Americans Spend Too Much on Healthcare, Then 25 Percent Goes to Waste

One cool trick could eliminate record-smashing medical expenditures lost to administrative inefficiency, price hikes, and overtreatment: Nationalize coverage!
Katie Way
Brooklyn, US
A genderqueer person sitting in a hospital gown sitting in an exam room

It’s no secret that the healthcare system in the United States is not exactly operating at max functionality. Ask anyone who’s ever crowdfunded to pay a medical bill or donated to someone else’s effort, paid an exorbitant fee for a prescription medication, or waited months to see a medical practitioner who actually accepts their insurance. That’s why it’s not surprising to hear that not only are Americans paying twice as much for healthcare as we were in the 80s, a solid chunk (25 percent!) of the money spent on healthcare can be classified as “wasteful.” Per the New York Times, the $760 billion wasted annually on healthcare exceeds annual military spending, which is pretty mind-blowing considering how much the U.S. government loves throwing money at The Troops (until they need healthcare or social services, of course).


According to an overview published by data analysts at Clever in September, the average American pays 101 percent more for healthcare than they would have in 1984, and the number of people choosing to forgo insurance is also climbing, with a 7 percent increase in the last year.

And what are people getting when they shell out more money to the American healthcare system? According to an analysis of wasteful healthcare spending published by the JAMA on Monday: “Administrative inefficiency,” like billing and coding waste and physician time lost to insurance coordination, to the tune of $265 billion; “pricing failures,” like spikes in the cost of medications, doctor’s visits, and emergency services, that max out at around $240 billion; plus overtreatment, failures in care coordination and delivery, plus Medicare fraud.
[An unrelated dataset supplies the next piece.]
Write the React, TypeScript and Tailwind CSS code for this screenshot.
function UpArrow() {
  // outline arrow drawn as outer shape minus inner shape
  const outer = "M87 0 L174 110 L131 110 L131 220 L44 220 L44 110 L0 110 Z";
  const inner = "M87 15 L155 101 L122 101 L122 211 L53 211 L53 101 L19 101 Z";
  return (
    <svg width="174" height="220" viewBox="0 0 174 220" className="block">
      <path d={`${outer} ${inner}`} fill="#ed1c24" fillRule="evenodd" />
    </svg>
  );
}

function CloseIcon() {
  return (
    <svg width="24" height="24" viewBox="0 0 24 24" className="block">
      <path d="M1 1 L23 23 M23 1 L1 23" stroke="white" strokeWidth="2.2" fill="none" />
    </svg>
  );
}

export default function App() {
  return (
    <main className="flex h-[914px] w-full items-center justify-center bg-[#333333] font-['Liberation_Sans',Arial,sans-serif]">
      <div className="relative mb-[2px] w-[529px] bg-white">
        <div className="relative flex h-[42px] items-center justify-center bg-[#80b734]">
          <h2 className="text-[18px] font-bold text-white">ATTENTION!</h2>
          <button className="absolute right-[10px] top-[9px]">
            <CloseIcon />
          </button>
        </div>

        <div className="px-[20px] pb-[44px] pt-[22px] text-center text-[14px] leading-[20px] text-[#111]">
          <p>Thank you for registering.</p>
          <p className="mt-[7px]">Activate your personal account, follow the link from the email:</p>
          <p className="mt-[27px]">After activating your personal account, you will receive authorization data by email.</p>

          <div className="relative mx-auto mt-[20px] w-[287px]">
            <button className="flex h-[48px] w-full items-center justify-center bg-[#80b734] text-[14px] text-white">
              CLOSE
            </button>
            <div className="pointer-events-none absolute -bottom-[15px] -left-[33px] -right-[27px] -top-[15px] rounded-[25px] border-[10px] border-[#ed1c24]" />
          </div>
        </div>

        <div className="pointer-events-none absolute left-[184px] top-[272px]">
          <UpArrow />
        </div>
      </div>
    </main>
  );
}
The JAMA report proposed a number of fixes for wasteful healthcare spending for each of the categories listed above, but even those would only tackle an estimated 25 percent of that $760 billion lowball, meaning that only 5 percent of the total healthcare spending in the U.S. would be affected. It seems worth noting that researchers in countries with socialized healthcare systems don’t seem to have to publish extensive overviews of how exactly their systems and citizens are hemorrhaging money in order to keep people alive, let alone healthy. At minimum, it seems like we could curb the ability of pharmaceutical companies to set prices so high that people die from treatable illnesses all the time.
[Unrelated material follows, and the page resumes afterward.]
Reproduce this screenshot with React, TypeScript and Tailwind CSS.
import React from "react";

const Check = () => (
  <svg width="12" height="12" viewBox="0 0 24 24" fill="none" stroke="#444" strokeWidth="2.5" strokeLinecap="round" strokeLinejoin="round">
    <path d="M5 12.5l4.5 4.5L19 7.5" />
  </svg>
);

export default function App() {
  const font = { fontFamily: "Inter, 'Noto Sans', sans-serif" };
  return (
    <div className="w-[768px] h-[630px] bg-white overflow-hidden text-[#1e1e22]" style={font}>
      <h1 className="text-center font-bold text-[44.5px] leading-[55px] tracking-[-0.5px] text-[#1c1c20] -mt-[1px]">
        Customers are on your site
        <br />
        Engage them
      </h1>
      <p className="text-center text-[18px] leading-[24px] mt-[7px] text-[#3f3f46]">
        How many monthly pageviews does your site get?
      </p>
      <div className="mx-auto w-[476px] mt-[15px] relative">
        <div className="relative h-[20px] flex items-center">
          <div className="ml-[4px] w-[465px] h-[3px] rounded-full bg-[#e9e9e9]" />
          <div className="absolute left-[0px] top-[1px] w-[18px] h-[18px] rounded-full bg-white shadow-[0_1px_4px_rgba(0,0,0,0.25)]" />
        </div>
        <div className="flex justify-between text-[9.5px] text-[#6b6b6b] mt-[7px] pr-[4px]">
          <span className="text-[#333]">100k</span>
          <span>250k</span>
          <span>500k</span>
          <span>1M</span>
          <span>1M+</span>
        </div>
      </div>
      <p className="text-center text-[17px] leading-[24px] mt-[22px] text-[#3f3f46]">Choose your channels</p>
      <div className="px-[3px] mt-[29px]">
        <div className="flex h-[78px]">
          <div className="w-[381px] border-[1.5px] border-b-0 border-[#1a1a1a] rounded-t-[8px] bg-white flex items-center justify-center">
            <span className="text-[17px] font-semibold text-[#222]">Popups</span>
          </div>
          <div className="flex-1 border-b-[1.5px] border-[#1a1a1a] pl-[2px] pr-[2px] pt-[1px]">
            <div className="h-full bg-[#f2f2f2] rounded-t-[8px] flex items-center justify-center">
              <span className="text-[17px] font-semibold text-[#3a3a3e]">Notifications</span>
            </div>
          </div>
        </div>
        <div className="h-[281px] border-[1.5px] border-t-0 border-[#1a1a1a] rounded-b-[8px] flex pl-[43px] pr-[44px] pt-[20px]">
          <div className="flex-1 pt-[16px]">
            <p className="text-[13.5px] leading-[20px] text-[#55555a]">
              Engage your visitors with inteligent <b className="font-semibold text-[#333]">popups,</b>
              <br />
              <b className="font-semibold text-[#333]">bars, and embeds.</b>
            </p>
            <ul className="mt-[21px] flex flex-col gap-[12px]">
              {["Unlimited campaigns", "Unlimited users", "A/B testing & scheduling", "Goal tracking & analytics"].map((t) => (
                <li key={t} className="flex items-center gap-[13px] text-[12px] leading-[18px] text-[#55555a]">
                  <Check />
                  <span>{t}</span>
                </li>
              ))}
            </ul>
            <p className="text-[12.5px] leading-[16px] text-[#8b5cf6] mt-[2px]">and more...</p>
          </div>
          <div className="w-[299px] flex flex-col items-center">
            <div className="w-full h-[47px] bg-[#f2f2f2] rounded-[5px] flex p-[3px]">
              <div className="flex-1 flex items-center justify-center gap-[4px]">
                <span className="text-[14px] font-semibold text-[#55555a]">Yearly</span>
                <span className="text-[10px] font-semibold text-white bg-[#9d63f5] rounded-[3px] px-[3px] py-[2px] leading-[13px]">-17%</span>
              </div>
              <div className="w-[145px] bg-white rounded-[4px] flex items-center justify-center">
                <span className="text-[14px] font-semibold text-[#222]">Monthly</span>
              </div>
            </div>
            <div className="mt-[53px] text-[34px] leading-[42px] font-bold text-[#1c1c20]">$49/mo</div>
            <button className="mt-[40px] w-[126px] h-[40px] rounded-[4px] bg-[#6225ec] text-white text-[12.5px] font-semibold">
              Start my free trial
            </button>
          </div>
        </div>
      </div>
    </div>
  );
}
In an editorial on the JAMA analysis, Donald Berwick, who briefly oversaw Medicare and Medicaid under the Obama administration, pointed to American politics as the most likely culprit for healthcare waste. “What [researchers] call ‘waste,’ others call ‘income,’” he wrote. “People and organizations (for-profit and not-for-profit) making big incomes under current delivery models include very powerful corporations and guilds in a nation that tolerates strong influences on elections by big donors.”

Of course, there’s the argument U.S. officials and pharmaceutical companies love to make: Money is necessary for drug research and development, which is why we can’t regulate drug prices. But when individual citizens of literally every other country in the world spend less money on prescriptions than Americans do, it feels safe to say there’s room for regulation.